Beliefs about Human Sexual Function in the Middle Ages and Renaissance
By Thomas G. Benedek
Human Sexuality in the Middle Ages and Renaissance, ed. by Douglas Radcliff-Umstead (Pittsburgh, 1978)
Introduction: We want to examine the major beliefs about human sexual anatomy and function that prevailed during the Middle Ages and Renaissance and some of the medical practices that were related to these beliefs. Historically, these were not ‘Medieval beliefs,’ because virtually all were ancient and underwent very little evolution from at least the second to the 16th century. Most were deeply ingrained in the folklore not only of Europe, but of substantial portions of Asia as well, and were not restricted to the intelligensia. Certain of the anatomic and physiologic ideas were ennunicated by Hippocrates in the 4th century B.C., and the majority were accepted from the writings of the second century Roman physician, Claudius Galen (ca. 129-201)

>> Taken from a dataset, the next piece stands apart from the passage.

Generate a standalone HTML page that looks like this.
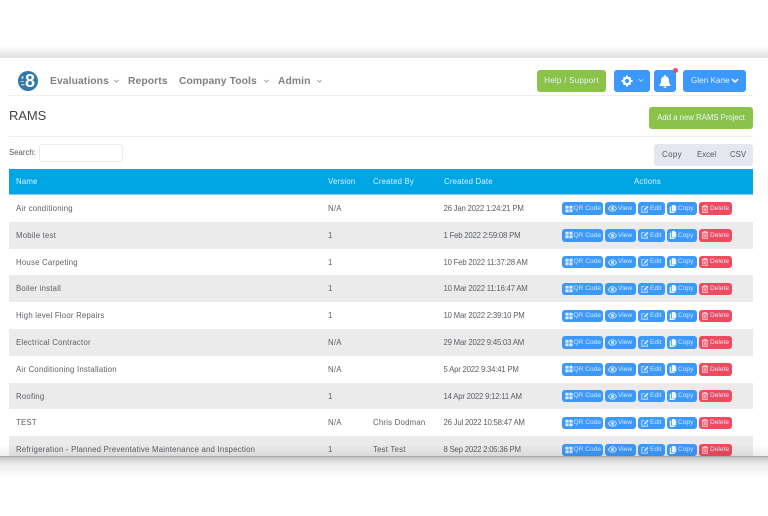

Four illustrations of female anatomy will demonstrate the lack of progress in the understanding of anatomic structure and relationships well into the 16th century. The first is very primitive and is believed to have been drawn in about 1400. Essentially the same illustration was used in the Fasciculus medicinae of Johannes de Ketham, in 1491. We see almost no true proportions or relationships. The gravid uterus appears as an inverted flask and is not differentiated from the vagina. A fetus is almost standing at attention within. The little knobs on the sides of the abdomen are the kidneys, and no gonads are shown.
The next illustration is from the second edition of the same work, which was published in 1495. This is the earliest known illustration that may have been based on a human dissection. The intestines have been removed and the vagina has been opened anteriorly. A rather accurately drawn cervix can be seen and the gonads also are fairly well placed. The strange horizontal structures are not thigh bones, but the alleged horns of the uterus.